JAKARTA, KOMPAS — Presiden Joko Widodo mengapresiasi penilaian lembaga pemeringkat Fitch Ratings yang menaikkan peringkat utang jangka Indonesia dari BBB- proyeksi positif menjadi BBB proyeksi stabil.
Menurut Presiden, penilaian ini merupakan bentuk kepercayaan dunia kepada Indonesia. ”Alhamdulillah kerja keras itu menghasilkan sebuah kepercayaan. Yang mahal itu kepercayaan. Target kita itu mendapatkan kepercayaan dari dunia internasional,” kata Presiden, Jumat (22/12), di Raja Ampat, Papua Barat.
Meski demikian, Presiden menegaskan tetap akan melakukan langkah-langkah terobosan untuk mempertahankan kepercayaan tersebut. Beberapa langkah yang dimaksud, antara lain, meningkatkan kualitas pengelolaan manajemen keuangan serta melakukan reformasi struktural terutama dalam perizinan usaha.

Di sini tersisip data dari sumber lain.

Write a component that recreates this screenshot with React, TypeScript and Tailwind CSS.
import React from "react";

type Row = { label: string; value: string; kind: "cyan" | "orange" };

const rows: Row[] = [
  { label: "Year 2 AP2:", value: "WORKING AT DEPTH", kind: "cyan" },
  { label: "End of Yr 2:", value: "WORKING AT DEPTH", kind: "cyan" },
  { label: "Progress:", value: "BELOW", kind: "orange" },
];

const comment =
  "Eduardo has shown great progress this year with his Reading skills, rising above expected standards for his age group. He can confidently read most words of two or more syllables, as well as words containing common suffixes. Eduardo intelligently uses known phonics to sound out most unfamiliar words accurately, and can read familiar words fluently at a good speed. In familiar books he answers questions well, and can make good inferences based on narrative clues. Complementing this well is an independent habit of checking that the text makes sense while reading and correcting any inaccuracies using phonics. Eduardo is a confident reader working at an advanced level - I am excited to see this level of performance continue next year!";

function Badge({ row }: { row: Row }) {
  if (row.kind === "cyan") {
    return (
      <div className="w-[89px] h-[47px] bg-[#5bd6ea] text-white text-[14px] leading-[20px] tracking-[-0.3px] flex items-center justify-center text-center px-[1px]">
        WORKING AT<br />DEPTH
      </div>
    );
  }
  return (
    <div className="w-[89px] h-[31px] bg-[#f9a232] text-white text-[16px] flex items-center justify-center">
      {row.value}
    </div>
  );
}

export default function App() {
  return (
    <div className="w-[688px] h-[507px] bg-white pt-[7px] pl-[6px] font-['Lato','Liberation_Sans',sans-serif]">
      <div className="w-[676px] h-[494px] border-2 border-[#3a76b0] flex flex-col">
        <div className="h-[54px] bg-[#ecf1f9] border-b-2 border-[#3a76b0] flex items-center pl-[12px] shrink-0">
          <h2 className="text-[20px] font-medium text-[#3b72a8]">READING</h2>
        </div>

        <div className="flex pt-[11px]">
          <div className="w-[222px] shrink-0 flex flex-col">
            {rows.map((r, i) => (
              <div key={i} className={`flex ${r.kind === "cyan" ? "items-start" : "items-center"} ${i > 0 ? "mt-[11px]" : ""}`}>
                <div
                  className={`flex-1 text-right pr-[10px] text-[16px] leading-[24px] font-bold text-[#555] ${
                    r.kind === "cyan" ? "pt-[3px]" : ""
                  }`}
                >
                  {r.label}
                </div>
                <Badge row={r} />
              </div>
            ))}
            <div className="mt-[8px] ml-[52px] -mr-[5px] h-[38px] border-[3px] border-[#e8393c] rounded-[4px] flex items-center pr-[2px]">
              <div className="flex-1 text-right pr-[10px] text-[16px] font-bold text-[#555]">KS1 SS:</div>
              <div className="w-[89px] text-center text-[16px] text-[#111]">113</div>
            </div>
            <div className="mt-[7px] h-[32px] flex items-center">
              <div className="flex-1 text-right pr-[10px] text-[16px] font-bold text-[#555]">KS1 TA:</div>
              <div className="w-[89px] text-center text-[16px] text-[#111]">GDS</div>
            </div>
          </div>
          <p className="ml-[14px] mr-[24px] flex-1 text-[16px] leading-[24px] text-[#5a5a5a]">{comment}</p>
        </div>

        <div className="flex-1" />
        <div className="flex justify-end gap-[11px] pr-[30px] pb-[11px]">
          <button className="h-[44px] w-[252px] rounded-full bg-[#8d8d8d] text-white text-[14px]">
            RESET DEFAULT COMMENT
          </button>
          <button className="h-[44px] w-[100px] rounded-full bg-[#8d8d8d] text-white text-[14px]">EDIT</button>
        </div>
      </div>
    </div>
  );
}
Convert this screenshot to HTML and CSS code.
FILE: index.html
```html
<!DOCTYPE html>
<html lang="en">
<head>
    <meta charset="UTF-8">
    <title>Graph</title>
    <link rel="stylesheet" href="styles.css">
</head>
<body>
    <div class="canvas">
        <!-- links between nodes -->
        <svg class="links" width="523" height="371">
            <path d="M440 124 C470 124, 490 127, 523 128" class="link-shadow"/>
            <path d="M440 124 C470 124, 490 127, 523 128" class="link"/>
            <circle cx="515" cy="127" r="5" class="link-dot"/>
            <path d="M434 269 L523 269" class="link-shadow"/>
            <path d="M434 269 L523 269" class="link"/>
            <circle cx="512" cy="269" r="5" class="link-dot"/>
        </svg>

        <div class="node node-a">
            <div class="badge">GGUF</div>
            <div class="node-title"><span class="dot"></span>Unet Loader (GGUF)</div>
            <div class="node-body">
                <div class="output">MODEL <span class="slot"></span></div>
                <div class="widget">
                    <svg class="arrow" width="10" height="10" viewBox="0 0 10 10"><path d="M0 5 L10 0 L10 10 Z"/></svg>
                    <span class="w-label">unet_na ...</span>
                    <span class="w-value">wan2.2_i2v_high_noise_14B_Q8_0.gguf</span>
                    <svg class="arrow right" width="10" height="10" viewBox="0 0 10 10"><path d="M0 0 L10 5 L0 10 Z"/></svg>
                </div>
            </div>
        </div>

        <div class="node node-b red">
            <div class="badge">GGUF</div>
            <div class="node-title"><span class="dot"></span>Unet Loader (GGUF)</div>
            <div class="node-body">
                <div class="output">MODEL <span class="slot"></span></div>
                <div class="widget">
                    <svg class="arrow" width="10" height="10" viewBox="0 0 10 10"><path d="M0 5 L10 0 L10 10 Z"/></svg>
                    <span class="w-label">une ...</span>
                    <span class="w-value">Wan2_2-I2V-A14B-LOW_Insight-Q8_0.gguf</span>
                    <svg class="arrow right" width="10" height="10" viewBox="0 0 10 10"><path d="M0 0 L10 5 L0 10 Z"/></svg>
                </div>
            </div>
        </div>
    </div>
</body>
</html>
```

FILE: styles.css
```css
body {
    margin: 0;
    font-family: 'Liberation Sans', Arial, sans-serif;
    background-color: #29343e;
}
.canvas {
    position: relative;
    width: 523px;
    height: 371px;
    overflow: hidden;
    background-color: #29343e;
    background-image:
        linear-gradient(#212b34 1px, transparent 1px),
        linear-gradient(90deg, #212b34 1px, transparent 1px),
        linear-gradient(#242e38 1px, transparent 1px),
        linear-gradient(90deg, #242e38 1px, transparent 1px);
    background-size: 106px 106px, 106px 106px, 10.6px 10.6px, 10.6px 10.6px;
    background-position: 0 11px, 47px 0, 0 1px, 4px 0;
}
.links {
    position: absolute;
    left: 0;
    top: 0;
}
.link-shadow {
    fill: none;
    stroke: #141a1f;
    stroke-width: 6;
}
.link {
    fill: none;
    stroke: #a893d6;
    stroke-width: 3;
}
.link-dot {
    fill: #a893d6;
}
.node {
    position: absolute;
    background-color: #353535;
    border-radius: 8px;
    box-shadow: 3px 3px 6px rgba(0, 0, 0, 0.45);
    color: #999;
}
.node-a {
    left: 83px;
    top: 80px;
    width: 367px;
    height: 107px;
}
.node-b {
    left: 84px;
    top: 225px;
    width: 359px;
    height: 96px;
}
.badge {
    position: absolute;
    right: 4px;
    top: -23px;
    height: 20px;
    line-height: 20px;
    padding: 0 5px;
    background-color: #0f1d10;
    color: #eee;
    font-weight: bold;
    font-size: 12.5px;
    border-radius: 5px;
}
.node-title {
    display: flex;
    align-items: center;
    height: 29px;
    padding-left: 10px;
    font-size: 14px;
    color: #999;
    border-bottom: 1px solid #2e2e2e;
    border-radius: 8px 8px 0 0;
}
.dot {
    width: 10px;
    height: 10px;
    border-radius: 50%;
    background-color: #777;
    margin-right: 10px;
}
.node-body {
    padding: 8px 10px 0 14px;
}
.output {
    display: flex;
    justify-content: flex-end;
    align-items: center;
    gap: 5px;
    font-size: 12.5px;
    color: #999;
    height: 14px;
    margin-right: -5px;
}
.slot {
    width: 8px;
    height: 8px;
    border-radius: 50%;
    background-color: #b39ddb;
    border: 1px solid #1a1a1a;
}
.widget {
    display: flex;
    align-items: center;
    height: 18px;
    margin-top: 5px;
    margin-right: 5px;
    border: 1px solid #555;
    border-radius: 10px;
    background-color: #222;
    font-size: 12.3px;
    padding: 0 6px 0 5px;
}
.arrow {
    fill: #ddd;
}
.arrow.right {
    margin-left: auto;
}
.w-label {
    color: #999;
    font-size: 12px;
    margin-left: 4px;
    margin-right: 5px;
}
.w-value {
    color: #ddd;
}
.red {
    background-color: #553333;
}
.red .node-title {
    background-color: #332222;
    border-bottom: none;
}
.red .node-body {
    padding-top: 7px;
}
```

Secara terpisah, Deputi Gubernur Senior Bank Indonesia Mirza Adityaswara meyakini awal tahun depan minat investor asing akan semakin tinggi untuk menanamkan modal mereka di Tanah Air. Selain peringkat utang jangka Indonesia meningkat, stabilitas inflasi sepanjang 2017 menunjukkan bahwa fundamen ekonomi berada di sisi positif.
Mirza menilai sejumlah indikator lain, seperti surplus neraca perdagangan serta defisit transaksi berjalan di bawah 2 persen dari produk domestik bruto nasional, menjadi jaminan bagi para investor luar negeri.

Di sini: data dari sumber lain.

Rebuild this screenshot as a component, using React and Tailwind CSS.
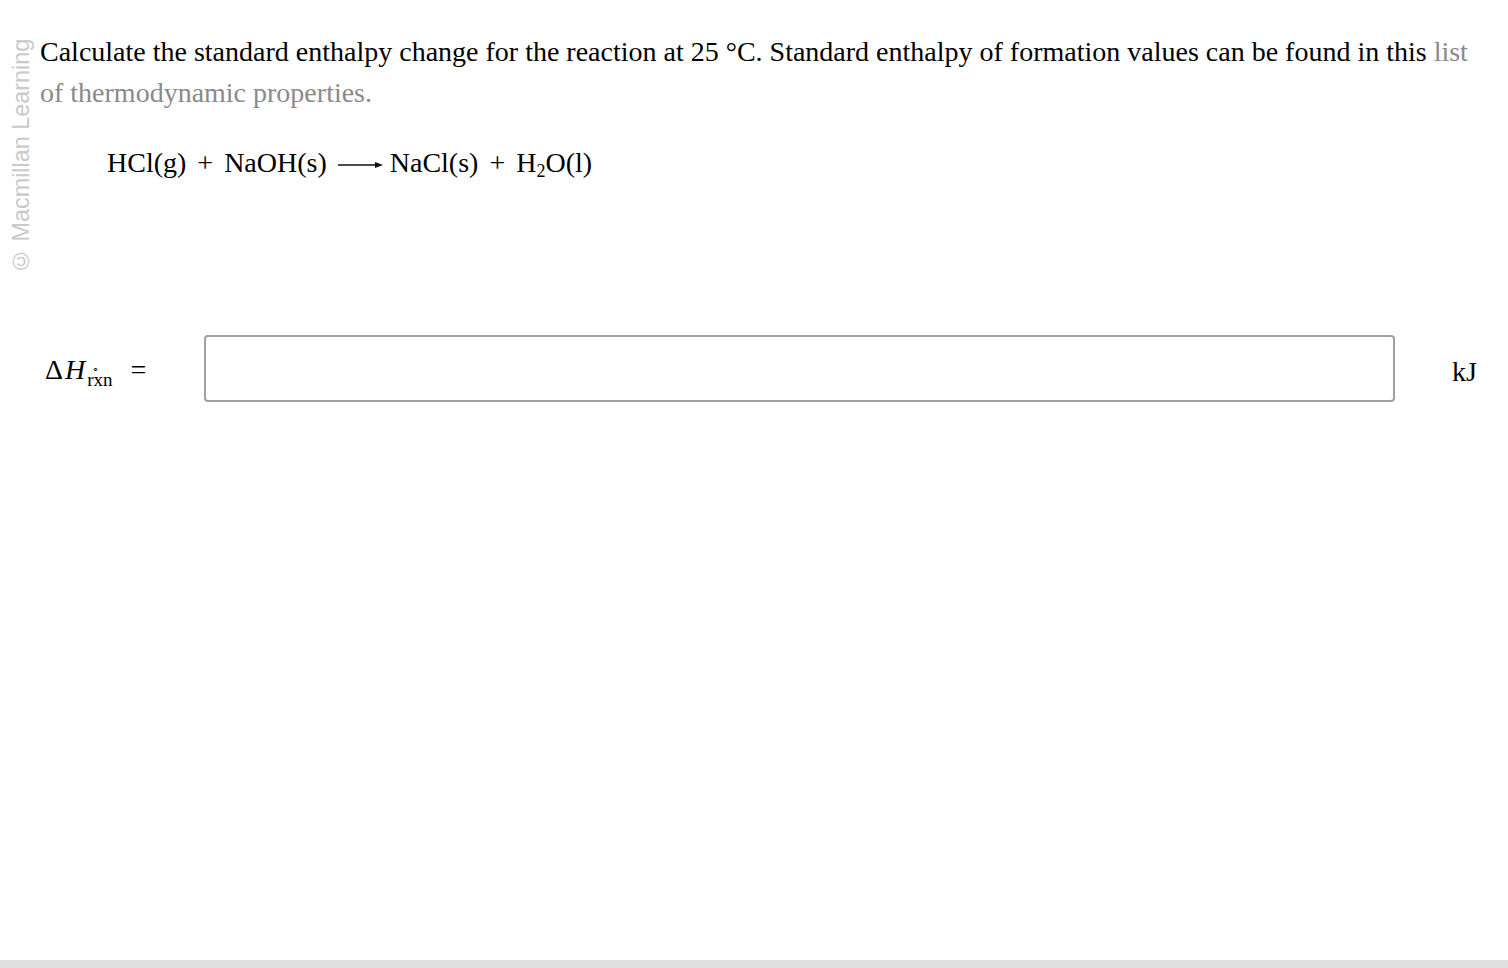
export default function App() {
  return (
    <div className="relative flex h-[968px] w-full flex-col bg-white text-black [font-family:'Liberation_Serif',serif]">
      <div className="absolute left-[10px] top-[38px] h-[236px] rotate-180 text-[23.4px] leading-[23px] text-[#c9c9c9] [writing-mode:vertical-rl] [font-family:'Liberation_Sans',Arial,sans-serif]">
        © Macmillan Learning
      </div>
      <div className="flex-1 pl-[40px] pr-[36px] pt-[31px]">
        <p className="text-[28px] leading-[41px]">
          Calculate the standard enthalpy change for the reaction at 25 °C. Standard enthalpy of formation values can be found in this{" "}
          <span className="text-[#8a8a8a]">list of thermodynamic properties.</span>
        </p>
        <div className="mt-[35px] flex items-center pl-[67px] text-[28px] leading-[30px]">
          <span>HCl(g)</span>
          <span className="ml-[11px]">+</span>
          <span className="ml-[11px]">NaOH(s)</span>
          <svg className="ml-[11px] mr-[7px] mt-[4px]" width="45" height="10" viewBox="0 0 45 10">
            <line x1="0" y1="5" x2="40" y2="5" stroke="#111" strokeWidth="1.4" />
            <path d="M37 2 L45 5 L37 8 Z" fill="#111" />
          </svg>
          <span>NaCl(s)</span>
          <span className="ml-[11px]">+</span>
          <span className="ml-[11px]">
            H<sub className="text-[18px]">2</sub>O(l)
          </span>
        </div>
        <div className="mr-[-5px] mt-[157px] flex items-center pl-[5px]">
          <div className="mt-[6px] w-[159px] text-[28px] leading-[30px]">
            Δ<i className="ml-[2px]">H</i>
            <span className="relative ml-[2px] inline-block align-[-7px] text-[19px] leading-[18px]">
              <span className="absolute left-[5px] top-[-11px] text-[11px]">∘</span>
              rxn
            </span>
            <span className="ml-[18px]">=</span>
          </div>
          <div className="h-[67px] flex-1 rounded-[4px] border-2 border-[#a0a0a0]"></div>
          <div className="ml-[57px] mt-[6px] text-[28px]">kJ</div>
        </div>
      </div>
      <div className="h-[8px] w-full bg-[#e0e0e0]"></div>
    </div>
  );
}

Badan Pusat Statistik mencatat sepanjang Januari-November 2017 neraca perdagangan Indonesia surplus sebesar 12,02 miliar dollar AS, lebih tinggi dibandingkan periode yang sama 2016 sebesar 9,53 miliar dollar AS.
”Indikator-indikator ekonomi itu tentu akan memberikan keyakinan bagi investor untuk menanamkan modal di Indonesia,” ujar Mirza di kantornya, Jumat.
Mirza berharap apresiasi ini dapat diikuti lembaga-lembaga pemeringkat lain yang terus memantau perbaikan ekonomi Indonesia. Indonesia terakhir meraih peringkat BBB untuk utang jangka pada 1995.
”Apresiasi ini menjadi wujud bukti bahwa perekonomian Indonesia punya daya tahan yang baik terhadap gejolak ekonomi global,” ujarnya.
Meski demikian, tahun depan BI tetap akan mencermati sejumlah potensi gejolak ekonomi eksternal yang berisiko membuka aliran dana dari Indonesia menuju luar negeri. ”Tahun depan penting bagi pemerintah untuk tetap mempertahankan kemudahan perizinan ekspor-impor untuk menjaga cadangan devisa negara,” ujar Mirza.